Ethiopia: 7 dead in stadium build blast in Addis Ababa

source:; author: michał

Ethiopia: 7 dead in stadium build blast in Addis Ababa After a failed cover-up effort the Addis Standard has confirmed that 7 workers were killed in a blast and resulting fire, while 12 further have been injured. One more case of how Chinese contractors mistreat local workforce during African projects.


Chinese State Engineering Corporation Ltd (CSCEC) is under fire after local journalists of the Addis Standard revealed a story that was not intended to reach the media. On August 8 the construction site of Ethiopia's national stadium was the place of a gas cylinder explosion.

The blast happened inside one of 19 dormitories for local workers, when most of them were going to sleep.
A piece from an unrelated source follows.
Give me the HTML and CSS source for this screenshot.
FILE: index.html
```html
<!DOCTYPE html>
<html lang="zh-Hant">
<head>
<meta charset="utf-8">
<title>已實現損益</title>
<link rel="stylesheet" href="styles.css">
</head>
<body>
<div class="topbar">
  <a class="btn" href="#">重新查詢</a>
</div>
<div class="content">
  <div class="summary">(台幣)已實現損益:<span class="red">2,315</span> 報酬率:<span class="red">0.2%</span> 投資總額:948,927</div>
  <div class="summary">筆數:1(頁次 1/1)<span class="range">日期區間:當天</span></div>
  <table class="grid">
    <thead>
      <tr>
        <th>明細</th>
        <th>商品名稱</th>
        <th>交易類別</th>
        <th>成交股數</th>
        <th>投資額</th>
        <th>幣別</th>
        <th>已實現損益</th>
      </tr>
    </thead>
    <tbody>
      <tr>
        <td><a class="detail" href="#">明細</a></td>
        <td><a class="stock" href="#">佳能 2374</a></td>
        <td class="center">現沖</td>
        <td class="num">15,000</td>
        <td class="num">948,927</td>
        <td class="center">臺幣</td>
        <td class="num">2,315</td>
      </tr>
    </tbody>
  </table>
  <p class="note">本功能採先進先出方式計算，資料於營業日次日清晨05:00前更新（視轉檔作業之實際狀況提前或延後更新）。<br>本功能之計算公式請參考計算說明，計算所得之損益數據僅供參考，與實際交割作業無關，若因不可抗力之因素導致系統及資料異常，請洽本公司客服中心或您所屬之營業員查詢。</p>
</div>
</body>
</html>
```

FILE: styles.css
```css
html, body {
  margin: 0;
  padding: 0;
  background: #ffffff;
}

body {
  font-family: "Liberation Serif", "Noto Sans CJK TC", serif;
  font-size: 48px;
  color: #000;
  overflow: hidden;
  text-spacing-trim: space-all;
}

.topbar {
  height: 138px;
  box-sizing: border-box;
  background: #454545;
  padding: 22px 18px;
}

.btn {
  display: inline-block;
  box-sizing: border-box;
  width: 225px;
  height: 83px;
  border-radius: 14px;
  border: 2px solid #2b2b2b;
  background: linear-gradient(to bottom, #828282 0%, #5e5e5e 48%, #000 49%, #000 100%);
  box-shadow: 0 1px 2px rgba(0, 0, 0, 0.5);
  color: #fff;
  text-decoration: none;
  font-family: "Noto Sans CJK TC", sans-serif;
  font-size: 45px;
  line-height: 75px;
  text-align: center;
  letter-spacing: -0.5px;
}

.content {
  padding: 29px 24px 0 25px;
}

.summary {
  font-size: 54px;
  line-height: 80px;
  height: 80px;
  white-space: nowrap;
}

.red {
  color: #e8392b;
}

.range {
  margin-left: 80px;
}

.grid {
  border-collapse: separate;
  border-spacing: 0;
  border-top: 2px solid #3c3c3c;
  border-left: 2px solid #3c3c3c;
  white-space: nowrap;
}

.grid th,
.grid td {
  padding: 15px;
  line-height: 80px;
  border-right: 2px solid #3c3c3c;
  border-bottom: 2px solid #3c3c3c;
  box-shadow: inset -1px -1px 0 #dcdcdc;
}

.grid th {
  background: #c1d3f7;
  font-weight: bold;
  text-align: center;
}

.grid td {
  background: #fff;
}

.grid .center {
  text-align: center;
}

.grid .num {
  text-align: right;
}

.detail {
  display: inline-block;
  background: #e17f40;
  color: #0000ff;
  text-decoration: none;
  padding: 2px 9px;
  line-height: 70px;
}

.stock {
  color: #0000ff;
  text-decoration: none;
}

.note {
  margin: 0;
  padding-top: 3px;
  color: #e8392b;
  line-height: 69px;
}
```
Out of 20 inhabitants 7 were killed and 12 suffered from burns of varying degree, one was outside the building.

Adey Abeba Stadium

Despite its scale, the disaster was hidden from the public and its site reportedly demolished before the story was even published. While circumstances of the incident remain unclear, the reported treatment of victims by the Chinese contractor is very questionable.
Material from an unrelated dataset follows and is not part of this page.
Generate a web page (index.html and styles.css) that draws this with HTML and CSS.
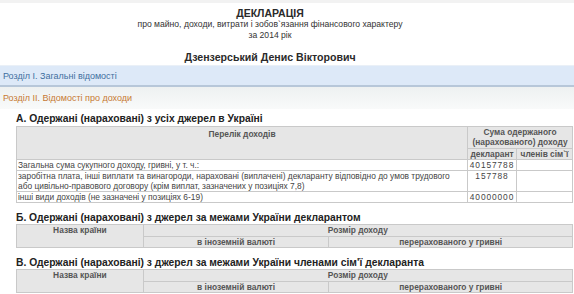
FILE: index.html
```html
<!DOCTYPE html>
<html lang="uk">
<head>
<meta charset="utf-8">
<title>Декларація</title>
<link rel="stylesheet" href="styles.css">
</head>
<body>
<div class="topstrip"></div>
<header class="head">
  <div class="title">ДЕКЛАРАЦІЯ</div>
  <div class="subtitle">про майно, доходи, витрати і зобов`язання фінансового характеру</div>
  <div class="subtitle">за 2014 рік</div>
  <div class="person">Дзензерський Денис Вікторович</div>
</header>
<div class="section section-blue">Розділ І. Загальні відомості</div>
<div class="section section-orange">Розділ ІІ. Відомості про доходи</div>

<main class="content">
  <h2 class="sub">А. Одержані (нараховані) з усіх джерел в Україні</h2>
  <table class="tbl tbl-a">
    <colgroup><col class="c-main"><col class="c-decl"><col class="c-fam"></colgroup>
    <tr class="hr1">
      <th rowspan="2" class="top">Перелік доходів</th>
      <th colspan="2">Сума одержаного<br>(нарахованого) доходу</th>
    </tr>
    <tr class="hr2">
      <th>декларант</th>
      <th class="nowrap">членів сім`ї</th>
    </tr>
    <tr>
      <td>Загальна сума сукупного доходу, гривні, у т. ч.:</td>
      <td class="num">40157788</td>
      <td></td>
    </tr>
    <tr>
      <td>заробітна плата, інші виплати та винагороди, нараховані (виплачені) декларанту відповідно до умов трудового або цивільно-правового договору (крім виплат, зазначених у позиціях 7,8)</td>
      <td class="num">157788</td>
      <td></td>
    </tr>
    <tr>
      <td>інші види доходів (не зазначені у позиціях 6-19)</td>
      <td class="num">40000000</td>
      <td></td>
    </tr>
  </table>

  <h2 class="sub">Б. Одержані (нараховані) з джерел за межами України декларантом</h2>
  <table class="tbl tbl-b">
    <colgroup><col class="c-country"><col class="c-cur"><col class="c-uah"></colgroup>
    <tr class="br1">
      <th rowspan="2" class="top">Назва країни</th>
      <th colspan="2">Розмір доходу</th>
    </tr>
    <tr class="br2">
      <th>в іноземній валюті</th>
      <th class="uah">перерахованого у гривні</th>
    </tr>
  </table>

  <h2 class="sub">В. Одержані (нараховані) з джерел за межами України членами сім'ї декларанта</h2>
  <table class="tbl tbl-b">
    <colgroup><col class="c-country"><col class="c-cur"><col class="c-uah"></colgroup>
    <tr class="br1">
      <th rowspan="2" class="top">Назва країни</th>
      <th colspan="2">Розмір доходу</th>
    </tr>
    <tr class="br2">
      <th>в іноземній валюті</th>
      <th class="uah">перерахованого у гривні</th>
    </tr>
  </table>
</main>
</body>
</html>
```

FILE: styles.css
```css
html, body {
  margin: 0;
  padding: 0;
  background: #ffffff;
  font-family: "Liberation Sans", Arial, sans-serif;
  color: #333;
  overflow: hidden;
}
.topstrip {
  height: 3px;
  background: #f2f2f2;
}
.head {
  width: 540px;
  text-align: center;
  padding-top: 4px;
}
.title {
  font-weight: bold;
  font-size: 10.5px;
  line-height: 12px;
  color: #2a2a2a;
}
.subtitle {
  font-size: 8.6px;
  line-height: 11px;
  color: #333;
}
.person {
  margin-top: 10px;
  font-weight: bold;
  font-size: 10.6px;
  line-height: 13px;
  color: #2a2a2a;
}
.section {
  font-size: 9px;
  padding-left: 3px;
  display: flex;
  align-items: center;
}
.section-blue {
  margin-top: 1px;
  height: 19px;
  background: #dde9f8;
  border-top: 1px solid #eaf0f7;
  border-bottom: 2px solid #b7c7d9;
  color: #3f6fa0;
}
.section-orange {
  height: 22px;
  background: linear-gradient(#eef1f1, #f9fafa);
  color: #c77a33;
}
.content {
  padding-left: 16px;
}
.sub {
  margin: 4px 0 0;
  font-size: 10.3px;
  line-height: 12px;
  font-weight: bold;
  color: #222;
}
.tbl {
  border-collapse: collapse;
  width: 557px;
  font-size: 8.4px;
  line-height: 10px;
  margin-bottom: 9px;
}
.tbl th, .tbl td {
  border: 1px solid #c9c9c9;
  padding: 0 1px;
  vertical-align: top;
}
.tbl th {
  background: #e6e6e6;
  font-weight: bold;
  color: #555;
  text-align: center;
}
.tbl td {
  color: #444;
}
.tbl-a {
  margin-top: 1px;
}
.c-main { width: 452px; }
.c-decl { width: 49px; }
.c-fam { width: 56px; }
.hr1 th { height: 21px; }
.hr1 th.top { padding-top: 2px; }
.hr2 th { height: 9px; }
.nowrap { white-space: nowrap; text-align: left; }
.num {
  text-align: center;
  letter-spacing: 0.9px;
}
.c-country { width: 127px; }
.c-cur { width: 186px; }
.c-uah { width: 244px; }
.br1 th { height: 11px; }
.br2 th { height: 10px; }
.uah { padding-right: 40px; }
```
Reporting by Samuel Bogale suggests that “families of the deceased who came all the way from Shashemene and Wollo were promised 15,000 Birr (about US$640) each as compensations package to “avoid controversy and potential lawsuits”, but they declined to accept. In addition to that, they were also offered 4,000 Birr (about US$170) for burial costs, which was what they were paid so far. They used it to cover the cost of transporting the bodies of their loved ones to their respective places of birth.”
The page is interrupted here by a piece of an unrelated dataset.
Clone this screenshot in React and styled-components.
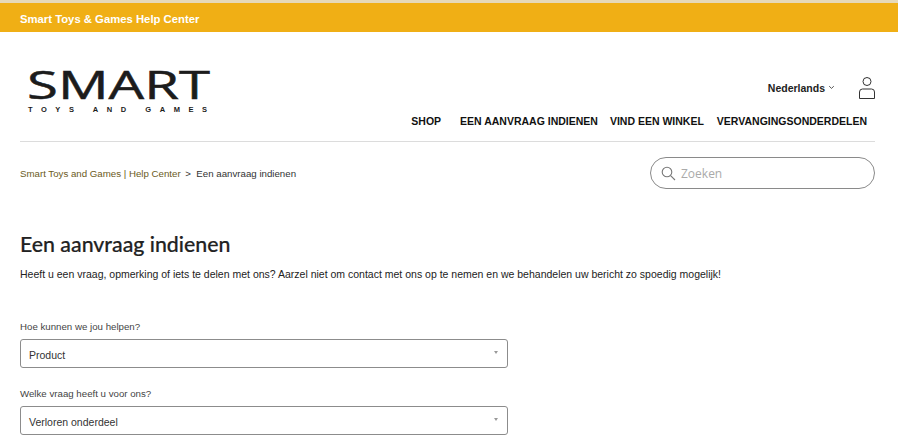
import React from 'react';
import styled, { createGlobalStyle } from 'styled-components';

const GlobalStyle = createGlobalStyle`
  html, body { margin: 0; padding: 0; background: #fff; overflow: hidden; }
  body { font-family: "Liberation Sans", Arial, sans-serif; color: #222; }
  * { box-sizing: border-box; }
`;

const Banner = styled.div`
  height: 32px;
  background: #f0af15;
  border-top: 3px solid #e6d9b8;
  padding: 3px 0 0 20px;
  display: flex;
  align-items: center;
  color: #fff;
  font-size: 11.3px;
  font-weight: bold;
`;

const Page = styled.div`
  padding: 0 23px 0 20px;
`;

const Header = styled.header`
  height: 110px;
  border-bottom: 1px solid #dcdcdc;
  display: flex;
  justify-content: space-between;
`;

const Logo = styled.svg`
  display: block;
  margin: 24px 0 0 7px;
`;

const LogoWord = styled.text`
  font-family: "Open Sans", sans-serif;
  font-size: 39px;
  fill: #1c1c1c;
  stroke: #1c1c1c;
  stroke-width: 0.5px;
`;

const LogoSub = styled.text`
  font-family: "Liberation Sans", sans-serif;
  font-size: 7.5px;
  font-weight: bold;
  fill: #1c1c1c;
`;

const HeaderRight = styled.div`
  display: flex;
  flex-direction: column;
  align-items: flex-end;
`;

const TopRow = styled.div`
  margin-top: 43px;
  height: 25px;
  display: flex;
  align-items: center;
`;

const Language = styled.div`
  font-size: 10.5px;
  font-weight: bold;
  display: flex;
  align-items: center;
  gap: 3px;
  margin-right: 23px;
  color: #222;
`;

const UserWrap = styled.div`
  margin-right: -1px;
  display: flex;
`;

const Nav = styled.nav`
  margin-top: 15px;
  padding-right: 8px;
  display: flex;
  font-size: 10.5px;
  font-weight: bold;
  color: #111;
`;

const NavItem = styled.a`
  margin-left: ${(p) => p.$gap}px;
  white-space: nowrap;
`;

const Crumbs = styled.div`
  height: 62px;
  display: flex;
  align-items: center;
  justify-content: space-between;
  font-size: 9.7px;
`;

const CrumbLink = styled.a`
  color: #6b5a22;
`;

const CrumbCurrent = styled.span`
  color: #333;
  margin-left: 2px;
`;

const Search = styled.div`
  width: 225px;
  height: 32px;
  border: 1px solid #8a8a8a;
  border-radius: 16px;
  display: flex;
  align-items: center;
  gap: 5px;
  padding-left: 10px;
  color: #aaa;
  font-family: "Open Sans", sans-serif;
  font-size: 12px;
`;

const Title = styled.h1`
  margin: 27px 0 0;
  font-family: Lato, sans-serif;
  font-size: 21.3px;
  font-weight: 500;
  -webkit-text-stroke: 0.2px #222;
  line-height: 26px;
  color: #222;
`;

const Intro = styled.p`
  margin: 10px 0 0;
  font-size: 10.5px;
  line-height: 14px;
  color: #222;
`;

const Form = styled.div`
  margin-top: 40px;
  width: 488px;
  display: flex;
  flex-direction: column;
  gap: 20px;
`;

const Field = styled.div`
  display: flex;
  flex-direction: column;
`;

const Label = styled.label`
  font-size: 9.7px;
  line-height: 12px;
  margin-bottom: 6px;
  color: #444;
`;

const SelectBox = styled.div`
  height: 29px;
  border: 1px solid #8c8c8c;
  border-radius: 3px;
  display: flex;
  align-items: center;
  justify-content: space-between;
  padding: 2px 9px 0 8px;
  font-size: 10.5px;
  color: #333;
`;

const Caret = styled.span`
  width: 0;
  height: 0;
  margin-bottom: 4px;
  border-left: 2.5px solid transparent;
  border-right: 2.5px solid transparent;
  border-top: 3px solid #999;
`;

const ChevronIcon = () => (
  <svg width="7" height="5" viewBox="0 0 7 5" fill="none" stroke="#444" strokeWidth="0.9">
    <path d="M1.2 1.2 L3.5 3.4 L5.8 1.2" />
  </svg>
);

const UserIcon = () => (
  <svg width="18" height="24" viewBox="0 0 18 24" fill="none" stroke="#333" strokeWidth="1">
    <circle cx="9" cy="5.5" r="4" />
    <path d="M1.5 22.5 V16 a3 3 0 0 1 3 -3 H13.5 a3 3 0 0 1 3 3 V22.5 Z" />
  </svg>
);

const SearchIcon = () => (
  <svg width="15" height="15" viewBox="0 0 15 15" fill="none" stroke="#777" strokeWidth="1.1">
    <circle cx="6" cy="6" r="4.8" />
    <path d="M9.6 9.6 L14 14" />
  </svg>
);

const SelectField = ({ label, value }) => (
  <Field>
    <Label>{label}</Label>
    <SelectBox>
      {value}
      <Caret />
    </SelectBox>
  </Field>
);

const App = () => (
  <>
    <GlobalStyle />
    <Banner>Smart Toys &amp; Games Help Center</Banner>
    <Page>
      <Header>
        <Logo width="184" height="58" viewBox="0 0 184 58">
          <LogoWord x="0" y="43" textLength="183" lengthAdjust="spacingAndGlyphs">SMART</LogoWord>
          <LogoSub x="1" y="56" textLength="179" lengthAdjust="spacing">TOYS AND GAMES</LogoSub>
        </Logo>
        <HeaderRight>
          <TopRow>
            <Language>
              Nederlands <ChevronIcon />
            </Language>
            <UserWrap>
              <UserIcon />
            </UserWrap>
          </TopRow>
          <Nav>
            <NavItem $gap={0}>SHOP</NavItem>
            <NavItem $gap={19}>EEN AANVRAAG INDIENEN</NavItem>
            <NavItem $gap={12}>VIND EEN WINKEL</NavItem>
            <NavItem $gap={13}>VERVANGINGSONDERDELEN</NavItem>
          </Nav>
        </HeaderRight>
      </Header>
      <Crumbs>
        <div>
          <CrumbLink>Smart Toys and Games | Help Center</CrumbLink>
          <CrumbCurrent> &gt;&nbsp; Een aanvraag indienen</CrumbCurrent>
        </div>
        <Search>
          <SearchIcon />
          Zoeken
        </Search>
      </Crumbs>
      <Title>Een aanvraag indienen</Title>
      <Intro>
        Heeft u een vraag, opmerking of iets te delen met ons? Aarzel niet om contact met ons op te nemen en we behandelen uw bericht zo spoedig mogelijk!
      </Intro>
      <Form>
        <SelectField label="Hoe kunnen we jou helpen?" value="Product" />
        <SelectField label="Welke vraag heeft u voor ons?" value="Verloren onderdeel" />
      </Form>
    </Page>
  </>
);

export default App;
According to the report Chinese contractors mistreat local workers on a regular basis, not providing them with either boots or gloves. Sleeping conditions are substandard and unsafe, the dormitory damaged in August didn't have any fire extinguisher and could have been partly flammable. While CSCEC argues workers receive money to buy some basic equipment like boots, the workers assure they had never received such funds.

There are roughly 800 local workers on the site with 200 Chinese co-workers. As is the case with numerous Chinese-ran projects throughout Africa, there are numerous accusations of the Chinese treating local employees like slave labour exploiting them and not providing the most basic services.